(Items)
_ _ _ _

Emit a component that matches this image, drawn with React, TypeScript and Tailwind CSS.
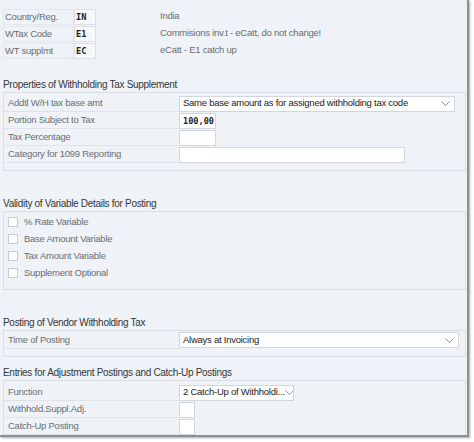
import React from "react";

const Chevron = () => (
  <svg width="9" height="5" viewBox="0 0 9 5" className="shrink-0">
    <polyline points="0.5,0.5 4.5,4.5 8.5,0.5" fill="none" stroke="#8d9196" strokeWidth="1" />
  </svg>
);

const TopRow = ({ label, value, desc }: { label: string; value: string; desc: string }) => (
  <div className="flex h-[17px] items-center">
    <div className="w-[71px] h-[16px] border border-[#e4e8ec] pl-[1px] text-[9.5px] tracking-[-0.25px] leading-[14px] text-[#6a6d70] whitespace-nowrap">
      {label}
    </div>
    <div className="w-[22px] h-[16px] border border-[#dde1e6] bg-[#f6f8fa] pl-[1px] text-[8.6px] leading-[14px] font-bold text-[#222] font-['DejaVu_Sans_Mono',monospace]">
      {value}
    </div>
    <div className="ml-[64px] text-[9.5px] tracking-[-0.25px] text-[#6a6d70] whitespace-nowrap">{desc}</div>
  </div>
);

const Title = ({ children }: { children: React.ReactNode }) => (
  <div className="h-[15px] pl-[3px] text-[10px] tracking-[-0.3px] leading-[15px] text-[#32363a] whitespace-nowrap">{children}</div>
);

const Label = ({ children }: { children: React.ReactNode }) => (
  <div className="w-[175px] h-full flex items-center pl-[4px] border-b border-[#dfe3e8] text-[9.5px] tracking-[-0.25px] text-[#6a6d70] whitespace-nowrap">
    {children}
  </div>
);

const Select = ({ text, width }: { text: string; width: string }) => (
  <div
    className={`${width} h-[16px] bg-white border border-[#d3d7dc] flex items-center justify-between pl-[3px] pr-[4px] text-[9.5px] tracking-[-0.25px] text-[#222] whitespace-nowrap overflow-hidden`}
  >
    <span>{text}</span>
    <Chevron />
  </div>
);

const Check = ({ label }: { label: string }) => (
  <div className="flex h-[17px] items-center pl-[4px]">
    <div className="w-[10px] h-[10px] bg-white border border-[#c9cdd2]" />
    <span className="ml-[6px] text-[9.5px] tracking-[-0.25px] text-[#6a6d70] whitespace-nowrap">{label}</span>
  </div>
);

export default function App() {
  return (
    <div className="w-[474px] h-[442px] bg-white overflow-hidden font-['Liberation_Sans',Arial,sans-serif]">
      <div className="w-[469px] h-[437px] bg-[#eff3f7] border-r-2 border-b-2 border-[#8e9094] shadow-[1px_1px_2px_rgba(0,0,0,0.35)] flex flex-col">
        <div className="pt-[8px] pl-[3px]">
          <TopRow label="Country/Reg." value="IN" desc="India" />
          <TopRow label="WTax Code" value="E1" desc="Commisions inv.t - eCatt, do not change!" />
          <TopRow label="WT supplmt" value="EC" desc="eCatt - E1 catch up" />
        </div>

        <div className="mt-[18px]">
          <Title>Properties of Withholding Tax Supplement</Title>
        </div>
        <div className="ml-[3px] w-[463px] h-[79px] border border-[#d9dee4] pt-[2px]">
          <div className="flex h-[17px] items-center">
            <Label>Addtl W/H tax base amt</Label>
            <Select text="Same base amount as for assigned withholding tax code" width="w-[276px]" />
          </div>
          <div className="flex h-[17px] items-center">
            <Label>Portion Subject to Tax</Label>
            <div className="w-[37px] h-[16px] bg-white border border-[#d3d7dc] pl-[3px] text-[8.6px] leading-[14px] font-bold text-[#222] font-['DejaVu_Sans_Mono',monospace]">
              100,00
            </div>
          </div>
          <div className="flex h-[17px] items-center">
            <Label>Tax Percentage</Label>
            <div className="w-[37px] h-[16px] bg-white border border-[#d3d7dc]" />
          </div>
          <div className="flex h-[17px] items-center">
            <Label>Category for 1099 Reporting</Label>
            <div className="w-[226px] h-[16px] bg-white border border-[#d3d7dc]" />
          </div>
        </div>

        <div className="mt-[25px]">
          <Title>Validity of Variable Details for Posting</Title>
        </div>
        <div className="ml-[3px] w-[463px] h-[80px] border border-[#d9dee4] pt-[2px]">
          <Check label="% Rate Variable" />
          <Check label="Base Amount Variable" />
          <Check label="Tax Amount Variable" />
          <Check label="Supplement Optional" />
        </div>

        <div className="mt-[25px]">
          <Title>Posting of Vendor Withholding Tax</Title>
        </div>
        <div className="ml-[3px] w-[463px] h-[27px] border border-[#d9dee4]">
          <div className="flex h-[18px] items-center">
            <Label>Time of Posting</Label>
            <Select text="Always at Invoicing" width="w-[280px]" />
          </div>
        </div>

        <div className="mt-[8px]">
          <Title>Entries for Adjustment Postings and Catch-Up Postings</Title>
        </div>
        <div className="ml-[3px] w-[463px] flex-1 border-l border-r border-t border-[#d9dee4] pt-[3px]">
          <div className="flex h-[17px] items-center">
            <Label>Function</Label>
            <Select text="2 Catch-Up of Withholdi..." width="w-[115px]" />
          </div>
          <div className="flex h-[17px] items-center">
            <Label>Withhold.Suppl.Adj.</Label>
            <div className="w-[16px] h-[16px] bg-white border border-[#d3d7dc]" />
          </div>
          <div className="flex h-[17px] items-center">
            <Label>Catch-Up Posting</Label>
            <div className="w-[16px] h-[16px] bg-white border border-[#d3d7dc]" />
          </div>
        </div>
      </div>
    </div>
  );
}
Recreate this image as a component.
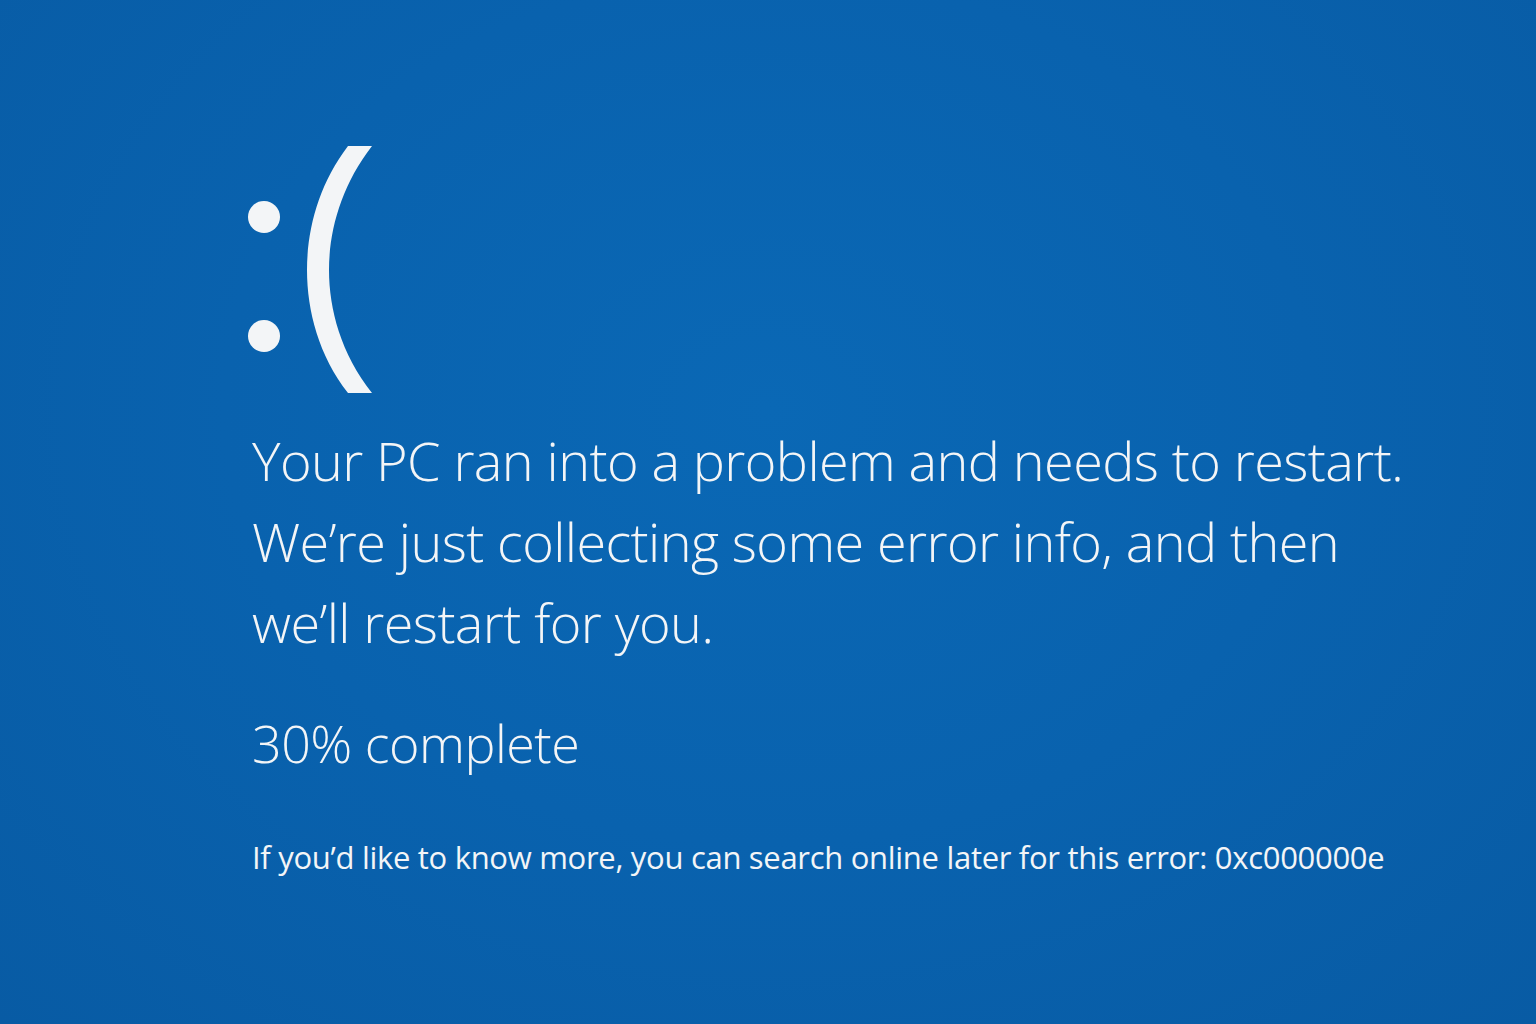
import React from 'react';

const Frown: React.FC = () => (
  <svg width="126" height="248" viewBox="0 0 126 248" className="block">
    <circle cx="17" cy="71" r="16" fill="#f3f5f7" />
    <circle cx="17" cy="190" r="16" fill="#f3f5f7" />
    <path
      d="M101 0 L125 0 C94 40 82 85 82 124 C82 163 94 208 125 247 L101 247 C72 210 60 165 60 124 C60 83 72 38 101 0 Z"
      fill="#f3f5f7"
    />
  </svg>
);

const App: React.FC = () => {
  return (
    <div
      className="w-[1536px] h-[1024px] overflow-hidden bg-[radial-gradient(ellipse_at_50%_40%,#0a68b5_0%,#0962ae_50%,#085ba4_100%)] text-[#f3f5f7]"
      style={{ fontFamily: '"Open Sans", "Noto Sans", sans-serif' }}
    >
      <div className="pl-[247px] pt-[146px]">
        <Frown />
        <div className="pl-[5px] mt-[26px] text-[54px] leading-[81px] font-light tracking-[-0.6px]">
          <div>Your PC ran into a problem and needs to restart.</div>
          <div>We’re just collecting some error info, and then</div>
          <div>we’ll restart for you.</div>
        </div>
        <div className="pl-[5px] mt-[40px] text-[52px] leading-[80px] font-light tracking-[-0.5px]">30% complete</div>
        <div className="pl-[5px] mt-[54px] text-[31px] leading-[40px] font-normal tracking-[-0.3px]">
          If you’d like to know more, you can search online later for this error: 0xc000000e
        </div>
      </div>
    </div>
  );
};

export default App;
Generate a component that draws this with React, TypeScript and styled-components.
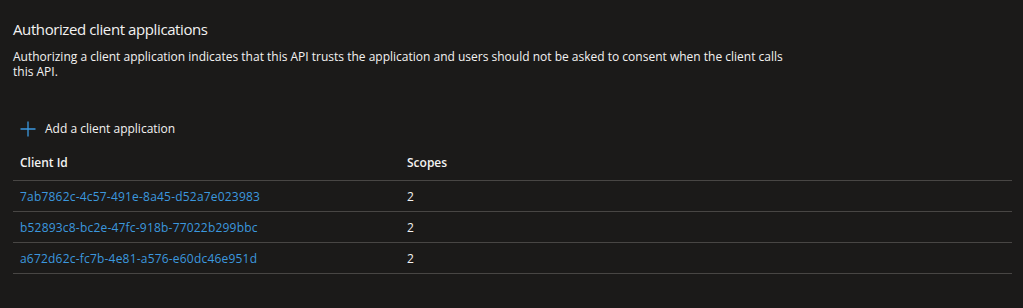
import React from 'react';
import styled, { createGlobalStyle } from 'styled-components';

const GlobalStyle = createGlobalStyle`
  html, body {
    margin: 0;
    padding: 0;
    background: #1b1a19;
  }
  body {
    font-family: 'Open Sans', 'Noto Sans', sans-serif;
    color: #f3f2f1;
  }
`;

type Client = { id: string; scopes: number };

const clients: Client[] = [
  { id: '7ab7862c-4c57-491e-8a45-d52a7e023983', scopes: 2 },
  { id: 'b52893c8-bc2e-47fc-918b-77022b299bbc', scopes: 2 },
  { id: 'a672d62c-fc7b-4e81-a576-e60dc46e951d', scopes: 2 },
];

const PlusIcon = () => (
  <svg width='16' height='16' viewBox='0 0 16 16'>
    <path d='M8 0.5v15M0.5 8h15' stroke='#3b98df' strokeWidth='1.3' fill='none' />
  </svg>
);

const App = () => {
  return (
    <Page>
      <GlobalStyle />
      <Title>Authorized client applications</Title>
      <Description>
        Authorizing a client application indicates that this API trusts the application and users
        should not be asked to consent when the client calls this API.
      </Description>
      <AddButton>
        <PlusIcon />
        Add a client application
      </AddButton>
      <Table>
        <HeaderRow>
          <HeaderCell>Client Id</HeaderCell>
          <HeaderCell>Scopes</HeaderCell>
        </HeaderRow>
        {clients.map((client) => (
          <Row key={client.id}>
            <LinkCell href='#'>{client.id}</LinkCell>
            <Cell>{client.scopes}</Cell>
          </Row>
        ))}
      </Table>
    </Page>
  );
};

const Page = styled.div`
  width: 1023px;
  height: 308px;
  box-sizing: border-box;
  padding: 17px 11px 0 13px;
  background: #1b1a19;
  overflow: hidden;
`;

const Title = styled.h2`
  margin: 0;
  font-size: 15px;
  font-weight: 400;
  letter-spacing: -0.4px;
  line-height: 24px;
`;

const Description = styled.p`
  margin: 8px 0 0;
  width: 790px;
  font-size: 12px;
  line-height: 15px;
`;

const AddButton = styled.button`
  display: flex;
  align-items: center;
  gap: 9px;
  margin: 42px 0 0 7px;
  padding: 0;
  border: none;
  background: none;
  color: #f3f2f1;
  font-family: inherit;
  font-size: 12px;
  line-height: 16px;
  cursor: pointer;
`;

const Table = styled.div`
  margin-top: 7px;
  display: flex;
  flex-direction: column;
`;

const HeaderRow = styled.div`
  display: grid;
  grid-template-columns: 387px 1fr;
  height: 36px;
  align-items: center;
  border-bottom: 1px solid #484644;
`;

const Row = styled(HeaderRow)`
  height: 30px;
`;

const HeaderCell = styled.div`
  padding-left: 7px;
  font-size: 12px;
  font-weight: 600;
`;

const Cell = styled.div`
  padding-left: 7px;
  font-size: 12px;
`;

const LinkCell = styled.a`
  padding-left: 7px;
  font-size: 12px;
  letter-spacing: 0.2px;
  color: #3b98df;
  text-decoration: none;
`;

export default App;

_ _ _ _

(Exercise description)
State how many lines of the listing include "TypeScript", and nothing more.

(Solved exercise)
2